# Math Help - Conic Sections assistance

1. ## Conic Sections assistance

I would really appreciate your help, if anyone can give it. I'm so stuck.

I've got a worksheet due and I've got two problems that I'm stumped on.

1) Find the foci of a hyperbola with the equation 9y^2-72y-16x^2-64x-64=0

2) Find the slopes of the asymptotes of a hyperbola with the equation y^2=36+4x^2.

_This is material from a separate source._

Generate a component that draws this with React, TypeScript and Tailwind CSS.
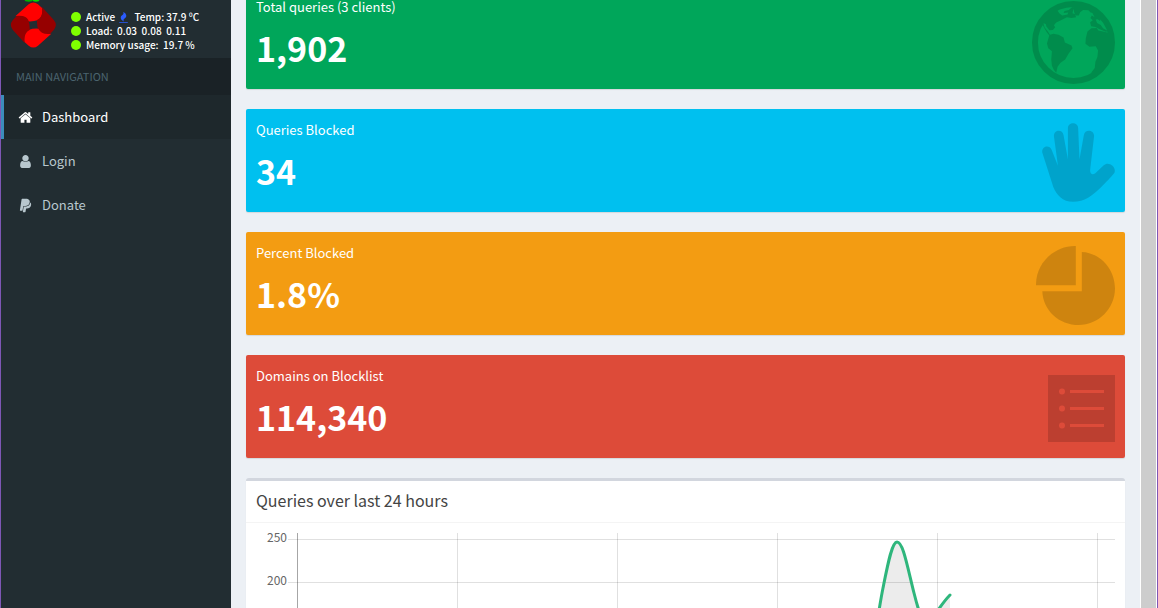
import type { ReactNode } from "react";
import { FaPaypal } from "react-icons/fa";

const FA_HOME =
  "M1472 992v480q0 26-19 45t-45 19h-384v-384h-256v384h-384q-26 0-45-19t-19-45v-480q0-1 .5-3t.5-3l575-474 575 474q1 2 1 6zm223-69l-62 74q-8 9-21 11h-3q-13 0-21-7l-692-577-692 577q-12 8-24 7-13-2-21-11l-62-74q-8-10-7-23.5t11-21.5l719-599q32-26 76-26t76 26l244 204v-195q0-14 9-23t23-9h192q14 0 23 9t9 23v408l219 182q10 8 11 21.5t-7 23.5z";
const FA_USER =
  "M1536 1399q0 109-62.5 187t-150.5 78h-854q-88 0-150.5-78t-62.5-187q0-85 8.5-160.5t31.5-152 58.5-131 94-89 134.5-34.5q131 128 313 128t313-128q76 0 134.5 34.5t94 89 58.5 131 31.5 152 8.5 160.5zm-256-887q0 159-112.5 271.5t-271.5 112.5-271.5-112.5-112.5-271.5 112.5-271.5 271.5-112.5 271.5 112.5 112.5 271.5z";
const FA_FIRE =
  "M1600 1696v64q0 13-9.5 22.5t-22.5 9.5h-1344q-13 0-22.5-9.5t-9.5-22.5v-64q0-13 9.5-22.5t22.5-9.5h1344q13 0 22.5 9.5t9.5 22.5zm-256-1056q0 78-24.5 144t-64 112.5-87.5 88-96 77.5-87.5 72-64 81.5-24.5 96.5q0 96 67 224l-4-1 1 1q-90-41-160-83t-138.5-100-113.5-122.5-72.5-150.5-27.5-184q0-78 24.5-144t64-112.5 87.5-88 96-77.5 87.5-72 64-81.5 24.5-96.5q0-94-66-224l3 1-1-1q90 41 160 83t138.5 100 113.5 122.5 72.5 150.5 27.5 184z";

const FaIcon = ({ path, className }: { path: string; className: string }) => (
  <svg viewBox="0 0 1792 1792" fill="currentColor" className={className} aria-hidden="true">
    <path d={path} />
  </svg>
);

const NAV_LINKS = [
  { href: "#dashboard", label: "Dashboard", active: true, icon: <FaIcon path={FA_HOME} className="size-[15px]" /> },
  { href: "#login", label: "Login", active: false, icon: <FaIcon path={FA_USER} className="size-[15px]" /> },
  { href: "#donate", label: "Donate", active: false, icon: <FaPaypal className="size-[15px]" /> },
];

const PETAL = "M46 49 L86 13 Q100 2 114 13 L127 25 C129 41 126 54 115 60 Q100 65 85 64 C79 51 65 46 46 49 Z";

const Logo = () => (
  <svg viewBox="30 0 141 147" className="w-[47px] h-[49px]" aria-hidden="true">
    <ellipse cx="86" cy="0" rx="12" ry="5" fill="#00b300" />
    <ellipse cx="108" cy="0" rx="10" ry="5" fill="#00d900" />
    <path d={PETAL} fill="#ff0000" />
    <path d={PETAL} fill="#960000" transform="rotate(90 100 75)" />
    <path d={PETAL} fill="#ff0000" transform="rotate(180 100 75)" />
    <path d={PETAL} fill="#960000" transform="rotate(270 100 75)" />
  </svg>
);

// opacity sits on the group so the rim and the land don't darken where they overlap
const EarthIcon = () => (
  <svg viewBox="95 2 250 250" className="size-[83px] mt-[5px]" aria-hidden="true">
    <g opacity="0.15" fill="#000000">
      <circle cx="220" cy="127" r="116" fill="none" stroke="#000000" strokeWidth="18" />
      <path d="M119 82 L129 68 L133 82 L143 94 L149 104 L160 101 L175 104 L190 112 L194 127 L214 136 L217 144 L205 161 L195 178 L181 188 L172 200 L168 218 L161 210 L155 197 L153 178 L155 153 L144 144 L140 130 L147 106 L139 95 L131 82 L128 74 Z" />
      <path d="M129 68 L137 72 L138 78 L147 90 L158 89 L165 81 L161 75 L168 67 L184 59 L200 51 L214 53 L228 51 L224 41 L217 39 L219 29 L224 22 L216 20 L206 29 L193 32 L190 38 L204 37 L202 43 L186 46 L178 40 L170 28 Q145 42 129 68 Z" />
      <path d="M219 20 L222 36 L226 46 L236 46 L240 36 L249 29 L266 30 L270 36 L277 38 L283 50 L275 46 L271 53 L278 60 L270 66 L273 78 L286 80 L297 86 L319 95 L321 91 L309 84 L302 74 L291 68 L287 58 L293 57 L300 62 L302 55 L280 30 L246 17 Z" />
      <path d="M257 115 L262 94 L274 84 L290 83 L295 91 L309 94 L325 98 L332 130 Q326 185 283 219 L273 218 L284 204 L286 185 L292 171 L294 151 L287 138 L268 140 L256 131 Z" />
    </g>
  </svg>
);

const HandIcon = () => (
  <svg viewBox="126 54 220 237" className="w-[73px] h-[79px] text-black/15" fill="currentColor" aria-hidden="true">
    <path d="M127 143 C123 124 148 116 155 134 L174 182 L162 94 C160 73 188 70 191 90 L204 163 L204 69 C204 49 235 49 235 69 L239 163 L252 90 C255 70 284 74 283 93 L271 196 C271 209 281 211 289 203 L312 181 C326 167 352 186 344 204 C335 216 317 233 304 247 C278 272 254 291 220 291 C188 291 169 269 160 246 Z" />
  </svg>
);

const PieIcon = () => (
  <svg viewBox="108 62 238 238" className="size-[79px] text-black/15" fill="currentColor" aria-hidden="true">
    <path d="M228 62 L228 180 L108 180 C107 114 162 61 228 62 Z" />
    <path d="M246 80 C301 82 346 132 346 190 C346 250 297 300 237 300 C177 300 129 255 127 198 L246 198 Z" />
  </svg>
);

const ListIcon = () => (
  <svg viewBox="0 0 67 67" className="size-[67px] text-black/15" aria-hidden="true">
    <path
      fill="currentColor"
      fillRule="evenodd"
      d="M0 0H67V67H0Z M22 15H56V18H22Z M22 32H56V35H22Z M22 49H56V52H22Z M11 16.500a3 3 0 1 0 6 0a3 3 0 1 0 -6 0Z M11 33.500a3 3 0 1 0 6 0a3 3 0 1 0 -6 0Z M11 50.500a3 3 0 1 0 6 0a3 3 0 1 0 -6 0Z"
    />
  </svg>
);

const STATS = [
  { label: "Total queries (3 clients)", value: "1,902", color: "bg-[#00a65a]", icon: <EarthIcon /> },
  { label: "Queries Blocked", value: "34", color: "bg-[#00c0ef]", icon: <HandIcon /> },
  { label: "Percent Blocked", value: "1.8%", color: "bg-[#f39c12]", icon: <PieIcon /> },
  { label: "Domains on Blocklist", value: "114,340", color: "bg-[#dd4b39]", icon: <ListIcon /> },
];

const StatusRow = ({ children }: { children: ReactNode }) => (
  <p className="flex items-center h-[14px] whitespace-pre">
    <span className="size-[10px] rounded-full bg-[#7fff00] mr-[5px]" />
    {children}
  </p>
);

const Sidebar = () => (
  <aside className="w-[230px] shrink-0 bg-[#222d32]">
    <div className="flex h-[58px] pl-[9px]">
      <Logo />
      <div className="pt-[10px] pl-[14px] text-[10px] leading-3 font-medium text-white">
        <StatusRow>
          Active
          <FaIcon path={FA_FIRE} className="size-[11px] mx-[3px] text-[#2b5cff]" />
          {" Temp: 37.9 ⁰C"}
        </StatusRow>
        <StatusRow>{"Load:  0.03  0.08  0.11"}</StatusRow>
        <StatusRow>{"Memory usage:  19.7 %"}</StatusRow>
      </div>
    </div>
    <h2 className="h-[37px] pl-[15px] text-[11px] leading-[37px] text-[#4b646f] bg-[#1a2226]">MAIN NAVIGATION</h2>
    <nav>
      {NAV_LINKS.map((link) => (
        <a
          key={link.href}
          href={link.href}
          className={`flex items-center h-11 pl-[14px] text-[13px] border-l-[3px] ${
            link.active ? "bg-[#1e282c] border-[#3c8dbc] text-white" : "border-transparent text-[#b8c7ce]"
          }`}
        >
          <span className="w-6">{link.icon}</span>
          {link.label}
        </a>
      ))}
    </nav>
  </aside>
);

const GRID_X = [201, 361, 521, 681, 841];
const GRID_Y = [
  { y: 6, label: "250" },
  { y: 49, label: "200" },
  { y: 92, label: "150" },
  { y: 135, label: "100" },
  { y: 178, label: "50" },
  { y: 221, label: "0" },
];
const LINE = "M601 190 C614 150 619 95 627 55 C632 30 636 9 641 9 C647 9 651 32 658 60 C663 80 667 92 672 91 C678 84 685 71 694 62";

const QueriesChart = () => (
  <svg viewBox="0 0 859 240" className="block w-full" role="img" aria-label="Queries over last 24 hours">
    <path d={`${LINE} V221 H601 Z`} fill="#ececec" />
    {GRID_Y.map((row) => (
      <g key={row.label}>
        <path d={`M32 ${row.y}.5H859`} stroke="#000000" strokeOpacity="0.12" />
        <text x="31" y={row.y + 3} textAnchor="end" fontSize="12" fill="#666666">
          {row.label}
        </text>
      </g>
    ))}
    {GRID_X.map((x) => (
      <path key={x} d={`M${x}.5 0V221`} stroke="#000000" strokeOpacity="0.12" />
    ))}
    <path d="M41.500 0V221" stroke="#000000" strokeOpacity="0.35" />
    <path d={LINE} fill="none" stroke="#2eb67c" strokeWidth="3" strokeLinecap="round" />
  </svg>
);

export default function App() {
  return (
    <div className="flex h-screen overflow-hidden bg-[#ecf0f5] border-x border-[#7e57b5] font-['Noto_Sans_CJK_SC',sans-serif]">
      <Sidebar />
      <main className="flex-1 min-w-0 px-[15px]">
        {/* page is scrolled a little past the first card's top edge */}
        <div className="flex flex-col gap-5 -mt-[14px]">
          {STATS.map((stat) => (
            <section
              key={stat.label}
              className={`flex justify-between h-[103px] shrink-0 p-[10px] rounded-xs text-white shadow-[0_1px_1px_rgba(0,0,0,0.1)] ${stat.color}`}
            >
              <div>
                <p className="text-[13px] leading-[22px]">{stat.label}</p>
                <h3 className="mt-[10px] text-[34px] leading-10 font-bold">{stat.value}</h3>
              </div>
              <div className="flex items-center pt-1">{stat.icon}</div>
            </section>
          ))}
          <section className="bg-white border-t-[3px] border-[#d2d6de] rounded-[3px] shadow-[0_1px_1px_rgba(0,0,0,0.1)]">
            <h3 className="h-[42px] px-[10px] text-base leading-[38px] text-[#444444] border-b border-[#f4f4f4]">
              Queries over last 24 hours
            </h3>
            <div className="p-[10px]">
              <QueriesChart />
            </div>
          </section>
        </div>
      </main>
      <div className="w-[17px] shrink-0 bg-[#cdcdcd] border-x border-white" />
    </div>
  );
}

If you would, please explain your steps so I can understand what you're saying.

Much appreciated

2. Originally Posted by ScottStedman
...
1) Find the foci of a hyperbola with the equation 9y^2-72y-16x^2-64x-64=0

2) Find the slopes of the asymptotes of a hyperbola with the equation y^2=36+4x^2.

...
1. Re-write the equation of the hyperbola in standard form:
$
\begin{array}{l} 9y^2-72y-16x^2-64x-64=0 \\ \implies 9(y^2-8y+16)-16(x^2+4x+4)=64+144-64
\\ \implies \dfrac{(y-4)^2}{4^2} - \dfrac{(x+2)^2}{3^2}=1 \end{array}$

Now you know: The hyperbola is opening up.
M(-2, 4)
a = 4, b = 3
$e = \sqrt{a^2+b^2}$
$F_1(-2, 4+e)$ , $F_2(-2, 4-e)$

2. Re-write the equation in standard form. Determine the coordinates of M and the lengthes of the axes.
The slope of the asymptotes is $m_{1,2} = \pm \dfrac ba$
The asymptotes pass through M.